Live 8 Stars Head to G8 Economic Summit
Carrying on the message of Saturday's landmark Live 8 concert, the event's organizer, Sir Bob Geldof, met with American anti-poverty campaigners early Monday as they traveled to the G8 economic summit in Scotland to urge world leaders to scrap billions in African debt.
The free Saturday concert – in Philadelphia, Paris, Rome, Berlin, Tokyo, Moscow and elsewhere – entertained 1 million fans with Madonna, Coldplay, Elton John, Pink Floyd, The Who, Mariah Carey and more to raise awareness of the issue.

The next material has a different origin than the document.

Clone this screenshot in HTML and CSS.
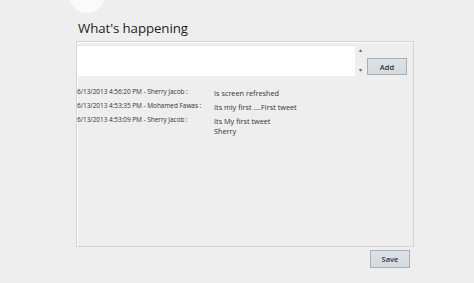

On Monday, Geldof, 54, stood on a row of departure-gate seats at London's Heathrow Airport and congratulated the more than 100 delegates for the "Long Walk to Justice." The group hopes to reach leaders of the world's most industrialized nations – including President Bush – when they gather later this week in Gleneagles, near Edinburgh.
Among the One Campaign activists who were flown over from the United States by Virgin Airlines owner Richard Branson was actor Djimon Hounsou, whose Benin homeland faces extreme poverty, and West Wing actress Melissa Fitzgerald.
Brad Pitt, George Clooney and Bono are also supporters of the One Campaign and recently appeared in a TV ad for the organization. Both Clooney and Bono are expected to make an appearance in Scotland later this week.
Continuing his push for African aid, Geldof said: "Saturday was a glorious cultural triumph with the concerts. There has been a doubling of aid already, but six weeks ago I wouldn't have thought that could happen. But there needs to be more."
Geldof praised more than 27 million Americans who he said had signed their online support for Live 8 but questioned President Bush's claim to have spent Saturday catching the concert on TV. "I doubt that he watched it, but that was what he had to say," said Geldof.